Below is a listing; write it out exactly and drop any images from it.
═══ Recorded information
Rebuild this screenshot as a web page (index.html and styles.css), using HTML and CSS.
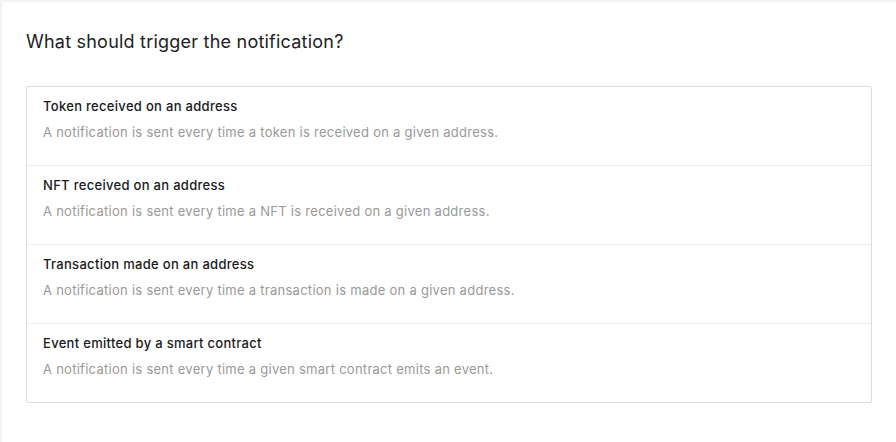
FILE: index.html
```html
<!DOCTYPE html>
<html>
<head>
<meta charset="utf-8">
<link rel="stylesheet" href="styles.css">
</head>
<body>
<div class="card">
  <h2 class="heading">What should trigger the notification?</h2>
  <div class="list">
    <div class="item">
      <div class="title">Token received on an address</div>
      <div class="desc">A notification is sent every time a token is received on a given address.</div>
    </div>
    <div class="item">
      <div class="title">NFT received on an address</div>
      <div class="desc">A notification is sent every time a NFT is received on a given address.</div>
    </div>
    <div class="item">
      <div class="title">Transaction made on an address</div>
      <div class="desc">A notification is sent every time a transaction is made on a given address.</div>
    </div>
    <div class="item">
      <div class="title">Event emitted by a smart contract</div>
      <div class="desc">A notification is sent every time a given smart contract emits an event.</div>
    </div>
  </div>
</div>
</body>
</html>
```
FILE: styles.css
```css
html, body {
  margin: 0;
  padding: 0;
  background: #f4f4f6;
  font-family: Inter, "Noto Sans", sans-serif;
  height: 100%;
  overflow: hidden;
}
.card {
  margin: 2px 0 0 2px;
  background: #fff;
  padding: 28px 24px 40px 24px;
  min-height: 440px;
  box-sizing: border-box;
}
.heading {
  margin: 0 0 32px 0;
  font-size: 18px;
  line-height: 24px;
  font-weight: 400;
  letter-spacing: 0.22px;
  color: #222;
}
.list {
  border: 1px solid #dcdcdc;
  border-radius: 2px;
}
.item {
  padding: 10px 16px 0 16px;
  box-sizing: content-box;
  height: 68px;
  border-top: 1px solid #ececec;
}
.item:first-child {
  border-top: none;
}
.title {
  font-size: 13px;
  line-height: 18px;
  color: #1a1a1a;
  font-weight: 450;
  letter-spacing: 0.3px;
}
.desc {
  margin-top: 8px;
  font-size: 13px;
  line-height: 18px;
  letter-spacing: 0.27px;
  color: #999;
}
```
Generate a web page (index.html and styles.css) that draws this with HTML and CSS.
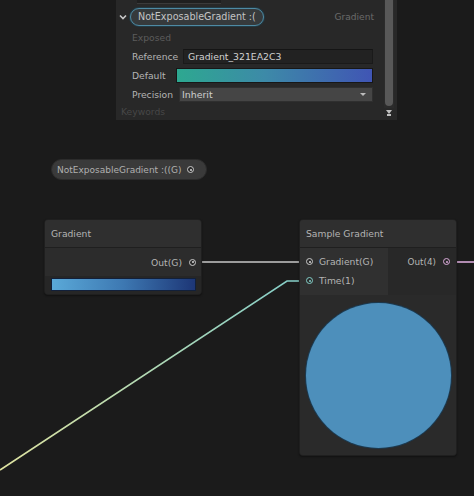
══════
Task output »
Rebuild this screenshot as a web page (index.html and styles.css), using HTML and CSS.
FILE: index.html
```html
<!DOCTYPE html>
<html>
<head>
<meta charset="utf-8">
<link rel="stylesheet" href="styles.css">
</head>
<body>
<div class="card">
  <h2 class="heading">What should trigger the notification?</h2>
  <div class="list">
    <div class="item">
      <div class="title">Token received on an address</div>
      <div class="desc">A notification is sent every time a token is received on a given address.</div>
    </div>
    <div class="item">
      <div class="title">NFT received on an address</div>
      <div class="desc">A notification is sent every time a NFT is received on a given address.</div>
    </div>
    <div class="item">
      <div class="title">Transaction made on an address</div>
      <div class="desc">A notification is sent every time a transaction is made on a given address.</div>
    </div>
    <div class="item">
      <div class="title">Event emitted by a smart contract</div>
      <div class="desc">A notification is sent every time a given smart contract emits an event.</div>
    </div>
  </div>
</div>
</body>
</html>
```
FILE: styles.css
```css
html, body {
  margin: 0;
  padding: 0;
  background: #f4f4f6;
  font-family: Inter, "Noto Sans", sans-serif;
  height: 100%;
  overflow: hidden;
}
.card {
  margin: 2px 0 0 2px;
  background: #fff;
  padding: 28px 24px 40px 24px;
  min-height: 440px;
  box-sizing: border-box;
}
.heading {
  margin: 0 0 32px 0;
  font-size: 18px;
  line-height: 24px;
  font-weight: 400;
  letter-spacing: 0.22px;
  color: #222;
}
.list {
  border: 1px solid #dcdcdc;
  border-radius: 2px;
}
.item {
  padding: 10px 16px 0 16px;
  box-sizing: content-box;
  height: 68px;
  border-top: 1px solid #ececec;
}
.item:first-child {
  border-top: none;
}
.title {
  font-size: 13px;
  line-height: 18px;
  color: #1a1a1a;
  font-weight: 450;
  letter-spacing: 0.3px;
}
.desc {
  margin-top: 8px;
  font-size: 13px;
  line-height: 18px;
  letter-spacing: 0.27px;
  color: #999;
}
```
Generate a web page (index.html and styles.css) that draws this with HTML and CSS.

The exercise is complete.